Home>Crime>Sparks Fly as DA Mitchell Refuses to Back Down
State Representative David Livingston speaking at the 2016 Arizona Manufacturing Summit at the Arizona Biltmore in Phoenix, Arizona.
State Representative David Livingston speaking at the 2016 Arizona Manufacturing Summit at the Arizona Biltmore in Phoenix, Arizona. (Photo: Gage Skidmore)

Sparks Fly as DA Mitchell Refuses to Back Down

Livingston adds a demand for Mayes recuse herself from investigation

By Steve Kirwan, June 14, 2024 5:00 am

In the aftermath of announced investigations into Arizona Governor Katie Hobbs’ alleged “pay-to-play” scheme, Maricopa County DA Rachel Mitchell has refused Democrat AG Kris Mayes’ request to end her parallel investigation. The Arizona Globe reported on June 10, 2024, that Mitchell had opened an independent investigation into Gov. Hobbs’s alleged scheme, with impetus from a letter sent by Rep. Matt Gress (R-4).

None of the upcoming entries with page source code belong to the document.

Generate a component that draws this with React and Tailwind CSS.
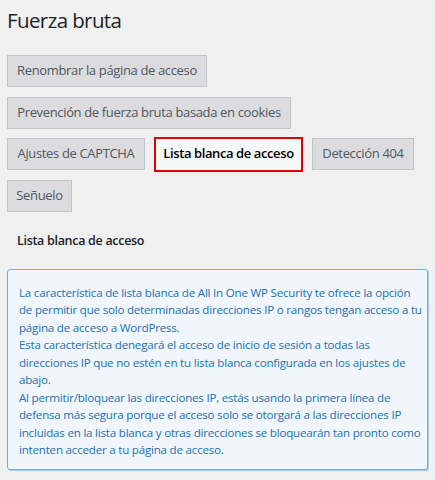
const tabBase =
  "h-[32px] flex items-center justify-center border border-[#c3c4c7] bg-[#dcdcde] text-[#50575e] text-[13px] tracking-[-0.35px] whitespace-nowrap";

function Tab({ w, children }) {
  return <div className={tabBase + " " + w}>{children}</div>;
}

const lines = [
  "La característica de lista blanca de All In One WP Security te ofrece la opción",
  "de permitir que solo determinadas direcciones IP o rangos tengan acceso a tu",
  "página de acceso a WordPress.",
  "Esta característica denegará el acceso de inicio de sesión a todas las",
  "direcciones IP que no estén en tu lista blanca configurada en los ajustes de",
  "abajo.",
  "Al permitir/bloquear las direcciones IP, estás usando la primera línea de",
  "defensa más segura porque el acceso solo se otorgará a las direcciones IP",
  "incluidas en la lista blanca y otras direcciones se bloquearán tan pronto como",
  "intenten acceder a tu página de acceso.",
];

export default function App() {
  return (
    <div className="min-h-[480px] w-[435px] bg-[#f0f0f1] pl-[7px] pt-[6px] font-['Open_Sans',sans-serif]">
      <h1 className="h-[29px] leading-[29px] text-[20.5px] tracking-[-0.6px] text-[#1d2327] font-normal">
        Fuerza bruta
      </h1>
      <div className="mt-[20px] flex flex-col items-start gap-y-[9.5px] w-[421px]">
        <Tab w="w-[200px]">Renombrar la página de acceso</Tab>
        <Tab w="w-[284px]">Prevención de fuerza bruta basada en cookies</Tab>
        <div className="flex items-center gap-x-[9px]">
          <Tab w="w-[138px]">Ajustes de CAPTCHA</Tab>
          <div className="h-[35px] -my-[1.5px] w-[149px] flex items-center justify-center border-2 border-[#e00000] bg-[#f6f7f7] text-[#000] text-[13px] font-semibold tracking-[-0.4px] whitespace-nowrap">
            Lista blanca de acceso
          </div>
          <Tab w="w-[102px]">Detección 404</Tab>
        </div>
        <Tab w="w-[65px]">Señuelo</Tab>
      </div>
      <h2 className="mt-[19px] pl-[10px] h-[20px] leading-[20px] text-[12.5px] font-semibold tracking-[-0.3px] text-[#1d2327]">
        Lista blanca de acceso
      </h2>
      <div className="mt-[18px] w-[421px] rounded-[3px] border border-[#72aee6] bg-[#f0f6fc] pl-[11px] pt-[14px] pb-[10.5px] shadow-[1px_1px_0_#a9c9ea] text-[#2271b1] text-[11.6px] tracking-[-0.22px] leading-[17.55px]">
        {lines.map((l, i) => (
          <div key={i} className="whitespace-nowrap">
            {l}
          </div>
        ))}
      </div>
    </div>
  );
}
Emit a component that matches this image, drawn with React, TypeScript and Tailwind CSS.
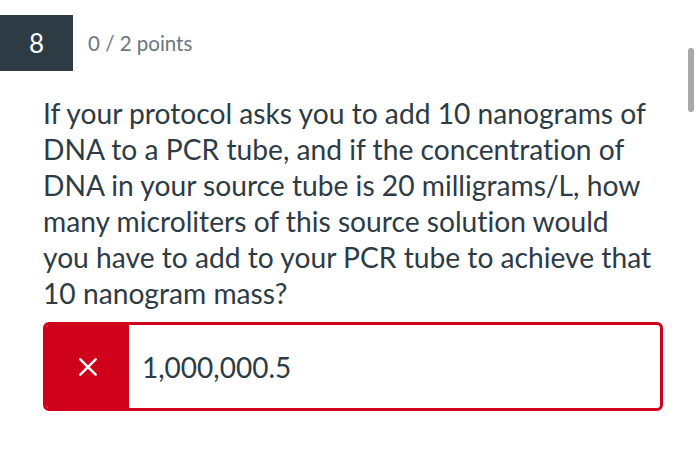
import React from "react";

export default function App() {
  return (
    <div className="relative w-[700px] h-[455px] bg-white overflow-hidden [font-variant-ligatures:none]" style={{ fontFamily: "Lato, 'Noto Sans', sans-serif" }}>
      <div className="flex items-center pt-[15px]">
        <div className="w-[73px] h-[56px] bg-[#2d3b45] text-white flex items-center justify-center text-[26px]">8</div>
        <div className="ml-[15px] text-[20.5px] text-[#6b7780]">0 / 2 points</div>
      </div>
      <div className="absolute left-[688px] top-[48px] w-[6px] h-[64px] rounded-full bg-[#a8a8a8]" />
      <div className="pl-[43px] pr-[20px] pt-[24px] text-[28.2px] leading-[36px] text-[#2d3b45] whitespace-nowrap">
        If your protocol asks you to add 10 nanograms of
        <br />
        DNA to a PCR tube, and if the concentration of
        <br />
        DNA in your source tube is 20 milligrams/L, how
        <br />
        many microliters of this source solution would
        <br />
        you have to add to your PCR tube to achieve that
        <br />
        10 nanogram mass?
      </div>
      <div className="ml-[43px] mt-[11px] w-[620px] h-[89px] rounded-[6px] border-[3px] border-[#d0021b] flex overflow-hidden">
        <div className="w-[83px] bg-[#d0021b] flex items-center justify-center">
          <svg width="22" height="22" viewBox="0 0 20 20">
            <path d="M3 3 L17 17 M17 3 L3 17" stroke="white" strokeWidth="2.2" strokeLinecap="round" />
          </svg>
        </div>
        <div className="flex items-center pl-[13px] text-[28px] text-[#2d3b45]">1,000,000.5</div>
      </div>
    </div>
  );
}
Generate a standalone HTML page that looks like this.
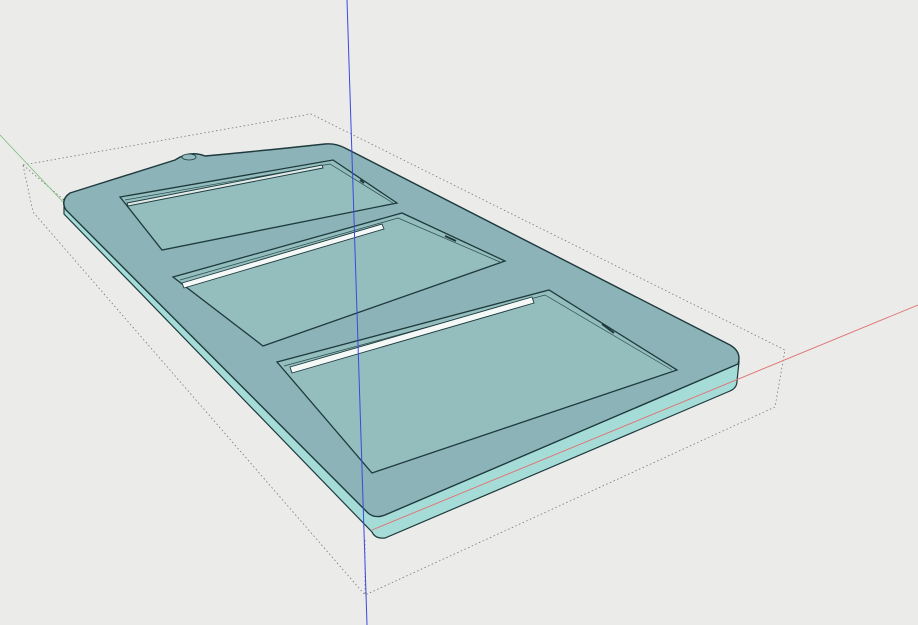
<!DOCTYPE html>
<html><head><meta charset="utf-8"><style>
html,body{margin:0;padding:0;background:#ebebea;width:918px;height:625px;overflow:hidden}
svg{display:block}
</style></head><body>
<svg width="918" height="625" viewBox="0 0 918 625" xmlns="http://www.w3.org/2000/svg">
<rect width="918" height="625" fill="#ebebea"/>
<g stroke="#777" stroke-width="0.8" stroke-dasharray="1.5,2.5" fill="none">
<path d="M23,165 L311,114 L785,350 L775,407 L365,595 L33,212 Z"/>
<path d="M365,540 L365,595"/>
<path d="M23,165 L64,200"/>
</g>
<line x1="0" y1="135" x2="64" y2="203" stroke="#7cc47c" stroke-width="0.9"/>
<path d="M64,200 L64,214 L372,532 Q375,539 385,538 L730,391 Q737,388 737,381 L739,362 L375,515 Z" fill="#a6dcd8" stroke="#1e3a3c" stroke-width="1.2"/>
<path d="M70,193 L175,160 Q190,150 205,156 Q250,152 325,144 Q335,143 345,148 L730,345 Q742,352 738,364 L385,515 Q375,519 368,513 L66,210 Q60,200 70,193 Z" fill="#8cb3b8" stroke="#1e3a3c" stroke-width="1.4"/>
<ellipse cx="189" cy="157" rx="7" ry="3" fill="#93bbbf" stroke="#1e3a3c" stroke-width="0.8"/>
<g fill="#94bdbd" stroke="#1e3a3c" stroke-width="1.3">
<path d="M120,197 L333,160 L397,203 L162,250 Z"/>
<path d="M173,277 L402,213 L505,261 L263,346 Z"/>
<path d="M277,362 L549,290 L677,370 L372,473 Z"/>
</g>
<g stroke="#2a4a4c" stroke-width="0.7" fill="none">
<path d="M125,200 L330,164 L393,203"/>
<path d="M180,280 L398,218 L500,262"/>
<path d="M284,366 L545,295 L672,370"/>
</g>
<g stroke="#1e3a3c" stroke-width="0.9">
<path d="M127,203 L322,165 L323,168 L128,206 Z" fill="#dfeae9"/>
<path d="M182,283 L382,224 L384,229 L184,288 Z" fill="#f4f8f7"/>
<path d="M290,367 L532,297 L534,303 L292,373 Z" fill="#f4f8f7"/>
</g>
<g stroke="#1e3a3c" stroke-width="2">
<line x1="360" y1="180" x2="364" y2="183"/>
<line x1="445" y1="236" x2="456" y2="241"/>
<line x1="602" y1="324" x2="614" y2="333"/>
</g>
<line x1="372" y1="530" x2="918" y2="305" stroke="#e07070" stroke-width="0.9"/>
<line x1="347" y1="0" x2="367" y2="625" stroke="#3a4ae0" stroke-width="1"/>
</svg>
</body></html>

The case revolves around a potentially illegal quid pro quo stemming from Sunshine Residential Homes’ $400K donation to the state Democrat party and Katie Hobbs’ election. After the election, Hobbs’ Department of Child Safety (DCS) authorized an increase in Sunshine’s daily rate payments for residential care, which the DCS denied to other providers. The potential crime came to light after an unrelated investigation into the death of a child under Sunshine’s care. The situation created a political firestorm, with state Republicans pouncing on Hobbs for corruption and abuse of power and her office returning verbal fire, accusing Republicans of “radical” partisan politics.

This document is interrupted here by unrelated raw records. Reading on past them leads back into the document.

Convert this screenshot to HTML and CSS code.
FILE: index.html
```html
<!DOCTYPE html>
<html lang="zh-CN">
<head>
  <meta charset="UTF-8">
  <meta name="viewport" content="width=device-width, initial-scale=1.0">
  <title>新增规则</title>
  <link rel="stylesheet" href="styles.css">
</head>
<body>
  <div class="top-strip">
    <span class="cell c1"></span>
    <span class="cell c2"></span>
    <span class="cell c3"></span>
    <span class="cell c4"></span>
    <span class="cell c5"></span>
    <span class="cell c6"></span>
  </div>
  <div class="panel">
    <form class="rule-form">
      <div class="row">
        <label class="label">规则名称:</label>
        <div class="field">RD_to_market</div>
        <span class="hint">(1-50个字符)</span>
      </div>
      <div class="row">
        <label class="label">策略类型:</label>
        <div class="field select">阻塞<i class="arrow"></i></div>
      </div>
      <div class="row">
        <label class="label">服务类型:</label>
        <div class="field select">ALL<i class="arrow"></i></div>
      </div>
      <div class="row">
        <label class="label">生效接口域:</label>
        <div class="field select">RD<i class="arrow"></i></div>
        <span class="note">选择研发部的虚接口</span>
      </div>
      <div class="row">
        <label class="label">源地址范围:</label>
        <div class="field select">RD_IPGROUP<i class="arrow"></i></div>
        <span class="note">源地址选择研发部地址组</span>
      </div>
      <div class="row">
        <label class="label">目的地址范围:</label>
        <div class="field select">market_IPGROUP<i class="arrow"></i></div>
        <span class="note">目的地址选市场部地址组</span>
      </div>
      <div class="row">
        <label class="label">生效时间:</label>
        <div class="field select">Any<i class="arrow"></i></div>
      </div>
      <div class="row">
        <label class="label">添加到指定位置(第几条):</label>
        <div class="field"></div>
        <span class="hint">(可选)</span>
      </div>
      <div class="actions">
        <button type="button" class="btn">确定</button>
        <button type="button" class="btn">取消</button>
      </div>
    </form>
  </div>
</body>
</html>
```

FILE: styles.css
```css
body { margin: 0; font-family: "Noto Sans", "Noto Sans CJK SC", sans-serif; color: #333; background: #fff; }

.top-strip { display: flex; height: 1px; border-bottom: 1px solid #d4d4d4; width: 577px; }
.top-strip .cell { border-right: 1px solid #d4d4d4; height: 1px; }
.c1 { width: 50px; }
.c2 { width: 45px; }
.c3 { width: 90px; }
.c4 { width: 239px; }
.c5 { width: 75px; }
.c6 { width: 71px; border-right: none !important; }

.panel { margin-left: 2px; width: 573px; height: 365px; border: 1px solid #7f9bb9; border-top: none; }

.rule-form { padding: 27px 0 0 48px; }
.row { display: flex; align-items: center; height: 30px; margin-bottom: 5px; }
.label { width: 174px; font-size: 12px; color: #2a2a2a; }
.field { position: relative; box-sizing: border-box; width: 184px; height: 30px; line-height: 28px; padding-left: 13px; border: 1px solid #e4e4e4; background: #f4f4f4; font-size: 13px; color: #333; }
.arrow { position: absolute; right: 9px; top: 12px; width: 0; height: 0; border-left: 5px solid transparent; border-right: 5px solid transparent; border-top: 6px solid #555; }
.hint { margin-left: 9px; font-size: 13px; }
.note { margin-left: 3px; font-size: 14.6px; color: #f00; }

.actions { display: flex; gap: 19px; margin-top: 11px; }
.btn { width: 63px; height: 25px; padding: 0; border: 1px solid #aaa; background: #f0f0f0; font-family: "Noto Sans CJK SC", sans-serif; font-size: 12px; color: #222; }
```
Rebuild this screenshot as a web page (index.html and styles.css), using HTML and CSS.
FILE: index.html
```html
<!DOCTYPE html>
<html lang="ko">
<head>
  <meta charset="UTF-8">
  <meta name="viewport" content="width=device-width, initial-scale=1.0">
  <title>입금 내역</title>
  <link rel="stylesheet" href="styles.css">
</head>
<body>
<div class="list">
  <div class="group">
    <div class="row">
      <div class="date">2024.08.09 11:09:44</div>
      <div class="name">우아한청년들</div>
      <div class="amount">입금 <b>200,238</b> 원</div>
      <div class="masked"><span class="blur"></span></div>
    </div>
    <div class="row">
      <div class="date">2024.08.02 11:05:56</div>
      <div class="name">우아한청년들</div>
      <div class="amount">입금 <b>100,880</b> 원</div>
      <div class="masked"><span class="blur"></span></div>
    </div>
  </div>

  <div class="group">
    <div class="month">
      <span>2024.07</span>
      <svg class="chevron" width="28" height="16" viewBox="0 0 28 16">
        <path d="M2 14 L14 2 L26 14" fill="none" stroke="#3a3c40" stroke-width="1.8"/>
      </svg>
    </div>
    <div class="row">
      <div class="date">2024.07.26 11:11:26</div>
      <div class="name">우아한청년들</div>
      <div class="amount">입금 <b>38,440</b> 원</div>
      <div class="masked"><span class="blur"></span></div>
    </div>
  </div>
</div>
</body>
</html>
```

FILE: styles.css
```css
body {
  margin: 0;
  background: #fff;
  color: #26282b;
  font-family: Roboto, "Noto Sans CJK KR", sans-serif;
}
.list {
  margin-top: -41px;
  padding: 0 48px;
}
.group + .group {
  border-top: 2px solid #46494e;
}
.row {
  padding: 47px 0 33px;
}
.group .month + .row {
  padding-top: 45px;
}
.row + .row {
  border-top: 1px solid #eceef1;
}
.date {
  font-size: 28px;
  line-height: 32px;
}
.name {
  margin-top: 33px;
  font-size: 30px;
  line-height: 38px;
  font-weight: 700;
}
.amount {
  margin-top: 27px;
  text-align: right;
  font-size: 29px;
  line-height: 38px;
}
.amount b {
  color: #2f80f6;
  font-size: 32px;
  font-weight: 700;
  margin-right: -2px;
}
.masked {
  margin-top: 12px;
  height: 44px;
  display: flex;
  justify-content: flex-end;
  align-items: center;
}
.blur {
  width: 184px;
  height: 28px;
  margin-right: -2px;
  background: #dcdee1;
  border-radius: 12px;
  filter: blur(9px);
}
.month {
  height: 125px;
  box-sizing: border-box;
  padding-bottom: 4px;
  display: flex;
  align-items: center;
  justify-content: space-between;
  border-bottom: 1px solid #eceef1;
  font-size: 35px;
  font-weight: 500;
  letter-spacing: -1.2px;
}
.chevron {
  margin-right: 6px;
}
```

Mayes, also a Democrat, requested that Mitchell not “duplicate” the state’s investigation, immediately sparking a firestorm of Republican responses. After initial calls for an independent inquiry by Senate President Pro Tempore T.J. Shope and Senate President Warren Petersen, Treasurer Kimberly Yee agreed. Yee expressed concerns that Mayes’s office may have “potential ethical conflicts of interest” due to its role as part of the Governor’s administration.

Rep. David Livingston (R-28) stepped up the pressure, recommending that Mayes recuse herself from the investigation. He contends that Mayes may have also benefited from Sunshine’s donations to the Arizona Democratic Party funding and referenced Mayes’ prior failure to pursue a complaint against Hobbs for using “public resources” prior to taking office.

Livingston sent a written statement to AG Mayes: “Your conflict of interest and mishandling of my complaint warrants your recusal from investigating the pay-to-play scandal because it likewise stems from Governor Hobbs’ unprecedented inaugural fundraising and political donations to the ADP. You have already proven that you will shield both the Democrat Governor and your own party from any liability.”

Mayes insists that the Attorney General’s office, not Maricopa County’s DA, has jurisdiction over these allegations.

She wrote, “As with any other investigation our office conducts, we will follow the facts wherever they lead us. As with everything else we do, we are also fully cognizant of our ethical obligations and have taken appropriate measures to protect the interests of all concerned, including directing the Department of Child Services to obtain outside counsel in this matter.”

It’s clear that these allegations have touched a nerve within the Hobbs administration, and Republican leaders appear to be poised to pursue them through every means available.